PROBLEM DETAILS:
Using the listing below, give again exactly the lines from the line with "Rebuild this screenshot" to the line with "const [pick, setPick] = useState(null)", inclusive, without the pictures.

[Front-end source files]
────────────────────────────────────────

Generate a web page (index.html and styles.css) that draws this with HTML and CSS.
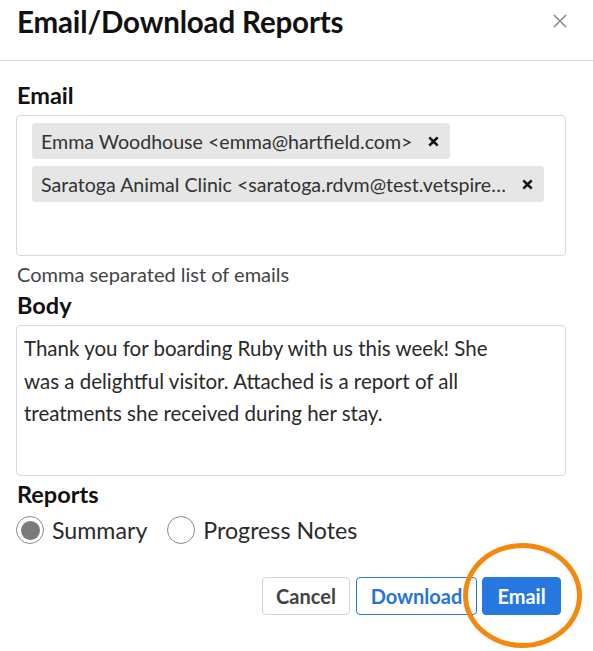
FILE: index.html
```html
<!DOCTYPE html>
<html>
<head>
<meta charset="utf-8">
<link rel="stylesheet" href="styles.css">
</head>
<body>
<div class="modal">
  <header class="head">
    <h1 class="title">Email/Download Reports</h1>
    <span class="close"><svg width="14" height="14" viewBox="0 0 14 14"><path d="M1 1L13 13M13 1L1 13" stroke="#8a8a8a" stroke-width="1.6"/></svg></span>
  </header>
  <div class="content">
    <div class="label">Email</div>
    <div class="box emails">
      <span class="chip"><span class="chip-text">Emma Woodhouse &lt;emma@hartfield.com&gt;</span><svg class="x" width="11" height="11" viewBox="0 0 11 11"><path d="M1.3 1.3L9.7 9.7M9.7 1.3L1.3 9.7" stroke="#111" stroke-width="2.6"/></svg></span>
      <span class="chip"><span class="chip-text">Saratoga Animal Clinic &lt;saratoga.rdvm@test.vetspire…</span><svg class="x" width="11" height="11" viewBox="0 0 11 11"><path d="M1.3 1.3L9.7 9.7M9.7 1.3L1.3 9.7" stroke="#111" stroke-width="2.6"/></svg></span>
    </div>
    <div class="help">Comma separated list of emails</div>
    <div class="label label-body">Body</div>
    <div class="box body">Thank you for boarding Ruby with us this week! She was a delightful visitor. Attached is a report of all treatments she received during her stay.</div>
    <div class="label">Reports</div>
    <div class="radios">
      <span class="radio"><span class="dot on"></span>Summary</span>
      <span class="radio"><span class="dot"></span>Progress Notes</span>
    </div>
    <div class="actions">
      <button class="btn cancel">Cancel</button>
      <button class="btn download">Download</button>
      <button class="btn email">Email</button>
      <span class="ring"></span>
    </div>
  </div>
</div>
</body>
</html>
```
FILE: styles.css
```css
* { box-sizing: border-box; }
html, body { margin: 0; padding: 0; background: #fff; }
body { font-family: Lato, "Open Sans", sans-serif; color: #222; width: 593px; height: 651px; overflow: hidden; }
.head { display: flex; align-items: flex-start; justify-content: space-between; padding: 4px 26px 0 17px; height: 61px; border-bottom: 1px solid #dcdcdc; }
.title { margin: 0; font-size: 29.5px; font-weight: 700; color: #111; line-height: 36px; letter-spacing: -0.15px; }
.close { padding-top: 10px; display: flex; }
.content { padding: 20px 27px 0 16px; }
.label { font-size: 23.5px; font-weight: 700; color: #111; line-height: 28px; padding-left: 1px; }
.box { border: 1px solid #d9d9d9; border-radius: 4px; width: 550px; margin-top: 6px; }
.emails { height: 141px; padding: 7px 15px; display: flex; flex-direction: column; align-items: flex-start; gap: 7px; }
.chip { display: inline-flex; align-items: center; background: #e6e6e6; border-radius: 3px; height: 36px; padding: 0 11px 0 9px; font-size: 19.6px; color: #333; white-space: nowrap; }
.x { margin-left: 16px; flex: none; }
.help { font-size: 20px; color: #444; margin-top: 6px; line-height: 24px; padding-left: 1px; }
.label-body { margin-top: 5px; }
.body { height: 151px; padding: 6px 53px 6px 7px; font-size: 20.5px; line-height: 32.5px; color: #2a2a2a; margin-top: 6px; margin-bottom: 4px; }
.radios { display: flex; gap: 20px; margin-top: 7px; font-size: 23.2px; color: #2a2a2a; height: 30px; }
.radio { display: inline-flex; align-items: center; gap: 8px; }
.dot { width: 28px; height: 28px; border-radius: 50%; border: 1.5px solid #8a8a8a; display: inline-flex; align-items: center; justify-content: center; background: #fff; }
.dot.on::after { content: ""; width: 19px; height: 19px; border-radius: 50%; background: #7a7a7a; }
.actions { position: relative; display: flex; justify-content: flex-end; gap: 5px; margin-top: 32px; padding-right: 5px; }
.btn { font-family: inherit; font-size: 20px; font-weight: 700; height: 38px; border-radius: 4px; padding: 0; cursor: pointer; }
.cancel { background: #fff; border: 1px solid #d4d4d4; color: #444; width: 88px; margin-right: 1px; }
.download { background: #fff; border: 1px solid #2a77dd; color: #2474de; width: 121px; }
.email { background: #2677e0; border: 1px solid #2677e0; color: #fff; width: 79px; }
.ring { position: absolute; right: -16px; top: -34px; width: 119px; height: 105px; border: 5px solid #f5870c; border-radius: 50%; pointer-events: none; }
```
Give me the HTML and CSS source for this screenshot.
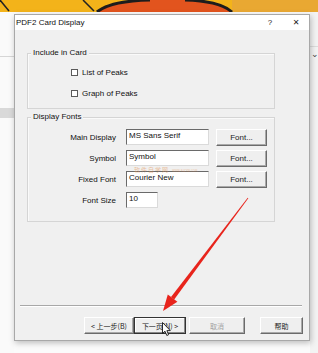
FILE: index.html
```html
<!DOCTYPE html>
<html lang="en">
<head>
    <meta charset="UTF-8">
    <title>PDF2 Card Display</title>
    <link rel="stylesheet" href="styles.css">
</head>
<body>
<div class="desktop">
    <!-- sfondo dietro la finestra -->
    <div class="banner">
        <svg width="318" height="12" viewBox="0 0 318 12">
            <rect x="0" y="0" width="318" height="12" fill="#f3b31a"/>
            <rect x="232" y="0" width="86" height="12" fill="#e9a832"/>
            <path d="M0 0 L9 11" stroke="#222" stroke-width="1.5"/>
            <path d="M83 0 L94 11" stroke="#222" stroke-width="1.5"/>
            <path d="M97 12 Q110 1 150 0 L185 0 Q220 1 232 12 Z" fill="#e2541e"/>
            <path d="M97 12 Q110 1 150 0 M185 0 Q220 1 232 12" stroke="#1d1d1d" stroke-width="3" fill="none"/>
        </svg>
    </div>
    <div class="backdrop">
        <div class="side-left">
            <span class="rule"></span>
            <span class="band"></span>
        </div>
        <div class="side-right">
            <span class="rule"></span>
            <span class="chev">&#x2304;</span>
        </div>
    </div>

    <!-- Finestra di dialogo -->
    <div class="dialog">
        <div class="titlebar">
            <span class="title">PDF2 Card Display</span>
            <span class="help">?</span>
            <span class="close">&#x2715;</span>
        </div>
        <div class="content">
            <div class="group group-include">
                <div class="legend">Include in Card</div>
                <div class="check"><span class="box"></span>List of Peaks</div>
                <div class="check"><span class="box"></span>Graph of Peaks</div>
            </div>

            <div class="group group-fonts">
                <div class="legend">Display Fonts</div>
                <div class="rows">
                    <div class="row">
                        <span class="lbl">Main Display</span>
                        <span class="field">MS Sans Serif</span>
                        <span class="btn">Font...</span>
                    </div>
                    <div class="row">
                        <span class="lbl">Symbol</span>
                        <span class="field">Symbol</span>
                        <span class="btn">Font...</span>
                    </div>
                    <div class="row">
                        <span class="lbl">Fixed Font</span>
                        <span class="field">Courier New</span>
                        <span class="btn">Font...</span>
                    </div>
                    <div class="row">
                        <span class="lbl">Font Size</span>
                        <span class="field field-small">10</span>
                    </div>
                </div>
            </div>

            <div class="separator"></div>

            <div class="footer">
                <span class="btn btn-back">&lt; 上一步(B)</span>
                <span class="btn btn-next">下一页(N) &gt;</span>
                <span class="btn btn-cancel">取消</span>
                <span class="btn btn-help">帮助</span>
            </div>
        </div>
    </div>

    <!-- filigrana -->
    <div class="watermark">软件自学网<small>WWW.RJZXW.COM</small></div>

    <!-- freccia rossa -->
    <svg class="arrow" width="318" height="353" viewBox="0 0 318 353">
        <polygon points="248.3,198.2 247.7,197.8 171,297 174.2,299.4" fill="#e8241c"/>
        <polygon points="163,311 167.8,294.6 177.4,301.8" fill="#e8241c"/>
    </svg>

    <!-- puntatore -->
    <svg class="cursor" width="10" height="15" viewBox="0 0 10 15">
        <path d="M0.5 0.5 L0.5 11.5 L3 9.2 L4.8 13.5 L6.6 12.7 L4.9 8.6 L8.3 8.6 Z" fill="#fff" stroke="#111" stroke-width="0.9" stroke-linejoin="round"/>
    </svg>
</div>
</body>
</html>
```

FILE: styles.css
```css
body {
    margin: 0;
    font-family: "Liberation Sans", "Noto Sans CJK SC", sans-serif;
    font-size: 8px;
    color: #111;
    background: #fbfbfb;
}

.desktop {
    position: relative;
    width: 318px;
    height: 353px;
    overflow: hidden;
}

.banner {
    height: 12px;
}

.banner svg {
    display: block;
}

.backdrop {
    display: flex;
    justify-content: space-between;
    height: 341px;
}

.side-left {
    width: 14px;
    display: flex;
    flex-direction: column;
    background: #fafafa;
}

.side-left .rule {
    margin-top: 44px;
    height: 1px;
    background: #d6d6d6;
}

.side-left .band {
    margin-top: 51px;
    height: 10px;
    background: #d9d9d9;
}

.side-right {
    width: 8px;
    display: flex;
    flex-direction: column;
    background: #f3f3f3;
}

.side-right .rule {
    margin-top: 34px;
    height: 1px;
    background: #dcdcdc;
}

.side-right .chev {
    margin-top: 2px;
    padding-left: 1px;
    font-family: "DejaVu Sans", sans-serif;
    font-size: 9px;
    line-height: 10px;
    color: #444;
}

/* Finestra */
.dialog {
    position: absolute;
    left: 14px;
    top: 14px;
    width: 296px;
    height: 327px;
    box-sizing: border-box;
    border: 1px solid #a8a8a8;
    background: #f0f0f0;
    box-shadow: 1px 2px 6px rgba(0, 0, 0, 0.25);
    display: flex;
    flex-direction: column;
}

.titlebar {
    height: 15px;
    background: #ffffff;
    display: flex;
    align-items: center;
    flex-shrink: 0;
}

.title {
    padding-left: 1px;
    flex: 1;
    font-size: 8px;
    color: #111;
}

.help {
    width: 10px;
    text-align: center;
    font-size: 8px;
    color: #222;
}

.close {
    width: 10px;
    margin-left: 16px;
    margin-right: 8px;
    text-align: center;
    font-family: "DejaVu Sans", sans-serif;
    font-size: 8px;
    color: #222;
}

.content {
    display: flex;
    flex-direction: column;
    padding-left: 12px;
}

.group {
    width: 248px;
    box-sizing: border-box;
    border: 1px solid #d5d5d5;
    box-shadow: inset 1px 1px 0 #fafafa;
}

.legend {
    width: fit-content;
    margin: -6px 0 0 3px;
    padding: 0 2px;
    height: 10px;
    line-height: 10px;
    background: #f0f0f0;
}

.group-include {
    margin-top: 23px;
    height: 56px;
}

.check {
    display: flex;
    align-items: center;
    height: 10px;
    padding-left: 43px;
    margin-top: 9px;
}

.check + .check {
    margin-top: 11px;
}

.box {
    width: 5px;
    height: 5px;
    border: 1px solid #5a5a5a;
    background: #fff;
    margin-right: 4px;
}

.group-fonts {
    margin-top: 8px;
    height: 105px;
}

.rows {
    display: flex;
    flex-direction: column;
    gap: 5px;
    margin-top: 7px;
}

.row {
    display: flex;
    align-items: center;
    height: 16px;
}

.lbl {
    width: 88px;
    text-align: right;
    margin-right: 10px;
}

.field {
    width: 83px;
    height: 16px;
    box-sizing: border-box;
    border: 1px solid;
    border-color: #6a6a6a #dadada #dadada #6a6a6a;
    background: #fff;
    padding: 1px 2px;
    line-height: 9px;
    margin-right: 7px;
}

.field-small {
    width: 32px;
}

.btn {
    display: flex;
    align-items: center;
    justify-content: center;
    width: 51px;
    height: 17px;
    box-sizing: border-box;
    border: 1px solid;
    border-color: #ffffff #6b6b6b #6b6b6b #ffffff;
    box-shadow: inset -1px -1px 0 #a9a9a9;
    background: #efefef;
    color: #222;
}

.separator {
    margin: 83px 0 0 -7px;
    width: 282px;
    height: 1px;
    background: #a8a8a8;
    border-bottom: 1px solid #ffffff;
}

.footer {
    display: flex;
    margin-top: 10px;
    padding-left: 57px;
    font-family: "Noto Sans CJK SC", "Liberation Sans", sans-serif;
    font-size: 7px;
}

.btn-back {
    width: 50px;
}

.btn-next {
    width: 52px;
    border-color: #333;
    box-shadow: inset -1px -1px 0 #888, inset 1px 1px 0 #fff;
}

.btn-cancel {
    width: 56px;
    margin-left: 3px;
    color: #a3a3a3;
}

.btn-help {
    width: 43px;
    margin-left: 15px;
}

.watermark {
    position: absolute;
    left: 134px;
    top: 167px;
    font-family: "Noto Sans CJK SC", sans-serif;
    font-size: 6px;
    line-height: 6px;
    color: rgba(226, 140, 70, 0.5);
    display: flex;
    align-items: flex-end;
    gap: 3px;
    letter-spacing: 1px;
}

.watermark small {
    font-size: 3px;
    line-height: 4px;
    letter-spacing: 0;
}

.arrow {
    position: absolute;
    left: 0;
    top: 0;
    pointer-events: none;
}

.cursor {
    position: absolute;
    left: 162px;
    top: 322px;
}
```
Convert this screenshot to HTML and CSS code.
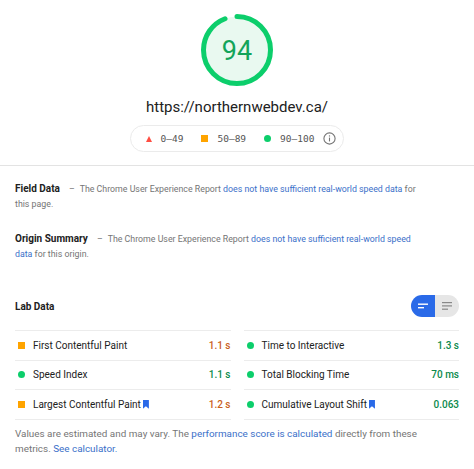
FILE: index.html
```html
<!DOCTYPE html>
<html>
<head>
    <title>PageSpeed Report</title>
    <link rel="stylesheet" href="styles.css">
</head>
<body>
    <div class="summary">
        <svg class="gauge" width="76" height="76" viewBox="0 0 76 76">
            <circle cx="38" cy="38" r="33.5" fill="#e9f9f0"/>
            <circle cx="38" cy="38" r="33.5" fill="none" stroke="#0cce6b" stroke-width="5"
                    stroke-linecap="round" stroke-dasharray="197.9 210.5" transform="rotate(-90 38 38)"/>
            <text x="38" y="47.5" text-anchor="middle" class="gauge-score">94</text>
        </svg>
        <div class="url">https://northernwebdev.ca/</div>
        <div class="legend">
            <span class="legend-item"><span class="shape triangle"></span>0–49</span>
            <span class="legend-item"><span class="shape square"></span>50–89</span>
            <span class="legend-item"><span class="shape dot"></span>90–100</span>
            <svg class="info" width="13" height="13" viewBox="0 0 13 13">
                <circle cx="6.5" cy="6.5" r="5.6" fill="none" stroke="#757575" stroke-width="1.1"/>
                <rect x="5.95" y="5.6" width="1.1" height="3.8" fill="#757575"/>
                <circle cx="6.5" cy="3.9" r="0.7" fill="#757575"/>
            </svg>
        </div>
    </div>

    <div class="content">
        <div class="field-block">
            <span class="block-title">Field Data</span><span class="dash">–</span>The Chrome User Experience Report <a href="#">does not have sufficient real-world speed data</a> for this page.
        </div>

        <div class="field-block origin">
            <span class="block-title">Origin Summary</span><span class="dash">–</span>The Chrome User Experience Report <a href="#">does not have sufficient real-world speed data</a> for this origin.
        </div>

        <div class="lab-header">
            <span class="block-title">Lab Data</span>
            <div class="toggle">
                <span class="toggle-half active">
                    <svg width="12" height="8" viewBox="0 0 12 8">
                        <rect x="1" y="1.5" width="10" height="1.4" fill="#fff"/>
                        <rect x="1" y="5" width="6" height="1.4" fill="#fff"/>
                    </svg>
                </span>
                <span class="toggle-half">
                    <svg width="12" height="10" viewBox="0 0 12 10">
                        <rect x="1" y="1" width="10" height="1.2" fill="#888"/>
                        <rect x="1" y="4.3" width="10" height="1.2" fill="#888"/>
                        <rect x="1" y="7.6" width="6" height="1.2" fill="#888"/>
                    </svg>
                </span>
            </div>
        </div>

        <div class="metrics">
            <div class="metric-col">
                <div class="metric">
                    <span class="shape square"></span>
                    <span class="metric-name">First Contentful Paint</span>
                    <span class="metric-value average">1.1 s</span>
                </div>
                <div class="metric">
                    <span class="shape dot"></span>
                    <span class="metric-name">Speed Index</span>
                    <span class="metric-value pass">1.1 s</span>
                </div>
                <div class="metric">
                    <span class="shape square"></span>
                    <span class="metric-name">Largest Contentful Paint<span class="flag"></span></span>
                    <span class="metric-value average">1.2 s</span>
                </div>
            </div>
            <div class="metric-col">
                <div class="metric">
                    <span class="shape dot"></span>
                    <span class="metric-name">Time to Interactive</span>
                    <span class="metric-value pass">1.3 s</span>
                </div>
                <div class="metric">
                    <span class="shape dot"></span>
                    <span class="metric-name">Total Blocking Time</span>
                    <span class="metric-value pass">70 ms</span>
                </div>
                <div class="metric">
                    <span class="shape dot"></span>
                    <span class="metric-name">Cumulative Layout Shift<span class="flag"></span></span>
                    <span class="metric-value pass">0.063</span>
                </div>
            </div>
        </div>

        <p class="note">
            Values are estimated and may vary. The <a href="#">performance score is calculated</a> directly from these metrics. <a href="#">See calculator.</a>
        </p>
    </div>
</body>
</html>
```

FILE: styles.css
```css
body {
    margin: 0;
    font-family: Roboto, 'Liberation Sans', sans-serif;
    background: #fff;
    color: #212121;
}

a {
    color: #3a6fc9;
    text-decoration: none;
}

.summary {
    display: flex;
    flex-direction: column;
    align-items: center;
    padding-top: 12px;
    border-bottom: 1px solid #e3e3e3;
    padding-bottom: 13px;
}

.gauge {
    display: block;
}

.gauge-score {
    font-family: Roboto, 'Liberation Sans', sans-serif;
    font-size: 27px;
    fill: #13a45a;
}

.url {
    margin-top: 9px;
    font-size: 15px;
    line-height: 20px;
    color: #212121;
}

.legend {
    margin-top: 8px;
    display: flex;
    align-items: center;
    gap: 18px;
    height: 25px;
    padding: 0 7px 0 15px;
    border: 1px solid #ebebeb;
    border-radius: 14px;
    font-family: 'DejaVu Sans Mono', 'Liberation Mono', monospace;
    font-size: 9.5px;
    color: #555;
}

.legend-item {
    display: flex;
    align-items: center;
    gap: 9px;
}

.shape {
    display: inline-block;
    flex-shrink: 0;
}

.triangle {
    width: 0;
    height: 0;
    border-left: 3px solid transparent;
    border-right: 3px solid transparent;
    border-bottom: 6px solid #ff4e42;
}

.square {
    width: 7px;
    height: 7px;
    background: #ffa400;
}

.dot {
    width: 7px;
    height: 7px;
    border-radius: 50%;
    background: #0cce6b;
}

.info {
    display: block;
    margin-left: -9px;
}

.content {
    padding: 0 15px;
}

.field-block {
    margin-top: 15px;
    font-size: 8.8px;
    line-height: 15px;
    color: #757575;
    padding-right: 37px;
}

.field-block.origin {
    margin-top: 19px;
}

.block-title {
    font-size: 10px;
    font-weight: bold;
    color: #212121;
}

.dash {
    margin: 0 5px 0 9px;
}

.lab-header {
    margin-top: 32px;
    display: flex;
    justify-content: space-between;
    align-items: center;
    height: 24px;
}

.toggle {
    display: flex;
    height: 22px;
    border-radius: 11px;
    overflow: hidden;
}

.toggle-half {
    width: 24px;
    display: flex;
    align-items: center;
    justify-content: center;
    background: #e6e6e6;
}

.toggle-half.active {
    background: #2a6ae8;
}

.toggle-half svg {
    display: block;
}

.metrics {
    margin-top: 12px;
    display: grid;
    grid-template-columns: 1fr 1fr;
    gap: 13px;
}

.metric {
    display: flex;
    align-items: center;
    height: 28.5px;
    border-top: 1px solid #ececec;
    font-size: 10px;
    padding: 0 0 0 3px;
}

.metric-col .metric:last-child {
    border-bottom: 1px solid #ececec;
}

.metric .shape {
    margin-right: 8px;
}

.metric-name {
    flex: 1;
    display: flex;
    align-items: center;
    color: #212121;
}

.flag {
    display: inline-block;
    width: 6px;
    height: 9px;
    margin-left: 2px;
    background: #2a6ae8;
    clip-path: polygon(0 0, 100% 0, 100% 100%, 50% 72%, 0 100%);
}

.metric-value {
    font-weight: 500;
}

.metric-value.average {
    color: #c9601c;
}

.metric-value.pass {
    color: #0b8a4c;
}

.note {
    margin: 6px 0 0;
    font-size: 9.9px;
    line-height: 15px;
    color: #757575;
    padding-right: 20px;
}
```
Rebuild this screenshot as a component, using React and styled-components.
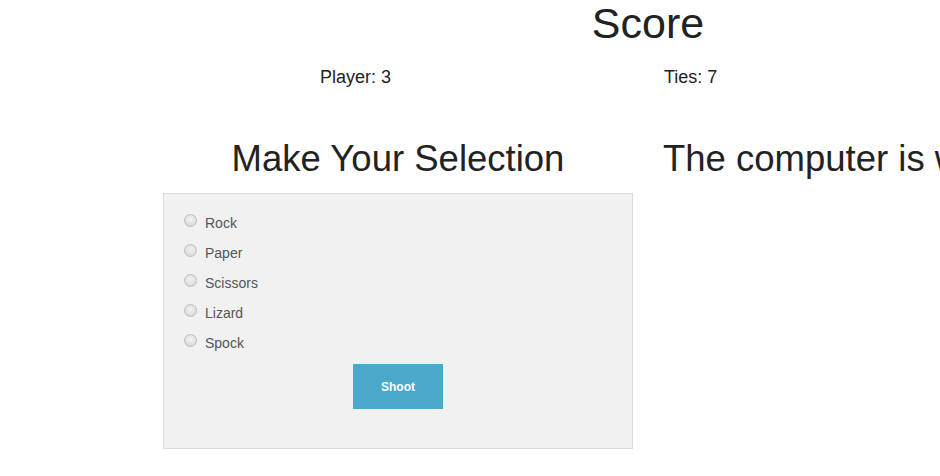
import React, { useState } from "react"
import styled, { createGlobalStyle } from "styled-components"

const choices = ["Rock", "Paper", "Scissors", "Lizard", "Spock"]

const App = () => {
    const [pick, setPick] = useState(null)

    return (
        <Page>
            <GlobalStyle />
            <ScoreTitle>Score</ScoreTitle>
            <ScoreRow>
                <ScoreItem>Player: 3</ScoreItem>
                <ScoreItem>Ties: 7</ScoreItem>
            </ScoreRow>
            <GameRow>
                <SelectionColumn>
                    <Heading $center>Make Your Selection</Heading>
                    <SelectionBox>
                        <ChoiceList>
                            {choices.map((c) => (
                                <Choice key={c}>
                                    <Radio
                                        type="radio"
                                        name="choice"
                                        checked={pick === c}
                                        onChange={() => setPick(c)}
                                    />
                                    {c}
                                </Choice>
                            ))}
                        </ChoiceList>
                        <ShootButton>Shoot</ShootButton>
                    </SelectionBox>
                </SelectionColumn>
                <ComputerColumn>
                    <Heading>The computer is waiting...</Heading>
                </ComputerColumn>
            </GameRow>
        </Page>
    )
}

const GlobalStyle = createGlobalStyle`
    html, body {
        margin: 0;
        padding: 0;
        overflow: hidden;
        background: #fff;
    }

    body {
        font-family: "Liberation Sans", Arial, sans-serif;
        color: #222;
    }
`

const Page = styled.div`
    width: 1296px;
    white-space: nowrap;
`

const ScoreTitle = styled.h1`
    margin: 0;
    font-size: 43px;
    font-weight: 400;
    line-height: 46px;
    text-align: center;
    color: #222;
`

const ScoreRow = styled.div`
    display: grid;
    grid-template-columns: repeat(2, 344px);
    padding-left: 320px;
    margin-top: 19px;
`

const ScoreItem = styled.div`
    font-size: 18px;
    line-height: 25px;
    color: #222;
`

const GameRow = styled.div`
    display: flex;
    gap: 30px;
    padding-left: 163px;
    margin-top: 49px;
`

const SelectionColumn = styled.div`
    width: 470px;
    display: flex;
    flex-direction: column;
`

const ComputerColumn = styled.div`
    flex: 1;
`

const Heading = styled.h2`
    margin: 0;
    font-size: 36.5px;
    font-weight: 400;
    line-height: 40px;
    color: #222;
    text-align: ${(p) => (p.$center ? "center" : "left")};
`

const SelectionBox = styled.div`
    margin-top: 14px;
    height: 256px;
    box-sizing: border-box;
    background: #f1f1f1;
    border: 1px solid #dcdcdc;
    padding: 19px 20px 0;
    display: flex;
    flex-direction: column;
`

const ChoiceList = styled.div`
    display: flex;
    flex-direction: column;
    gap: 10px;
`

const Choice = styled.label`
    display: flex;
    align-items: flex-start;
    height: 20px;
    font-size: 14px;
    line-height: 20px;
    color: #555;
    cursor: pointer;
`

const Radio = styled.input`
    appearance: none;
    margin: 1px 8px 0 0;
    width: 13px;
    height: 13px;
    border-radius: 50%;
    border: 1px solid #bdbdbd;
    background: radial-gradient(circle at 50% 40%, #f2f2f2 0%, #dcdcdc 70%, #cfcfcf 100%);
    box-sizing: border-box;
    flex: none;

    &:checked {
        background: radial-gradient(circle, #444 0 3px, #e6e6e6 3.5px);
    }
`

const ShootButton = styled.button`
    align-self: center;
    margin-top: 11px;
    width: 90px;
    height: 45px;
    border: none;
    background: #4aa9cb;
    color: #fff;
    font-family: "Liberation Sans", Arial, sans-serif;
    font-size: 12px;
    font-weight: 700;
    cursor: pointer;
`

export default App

────────────────────────────────────────

THE COMPLETED TASK:
Rebuild this screenshot as a component, using React and styled-components.
import React, { useState } from "react"
import styled, { createGlobalStyle } from "styled-components"

const choices = ["Rock", "Paper", "Scissors", "Lizard", "Spock"]

const App = () => {
    const [pick, setPick] = useState(null)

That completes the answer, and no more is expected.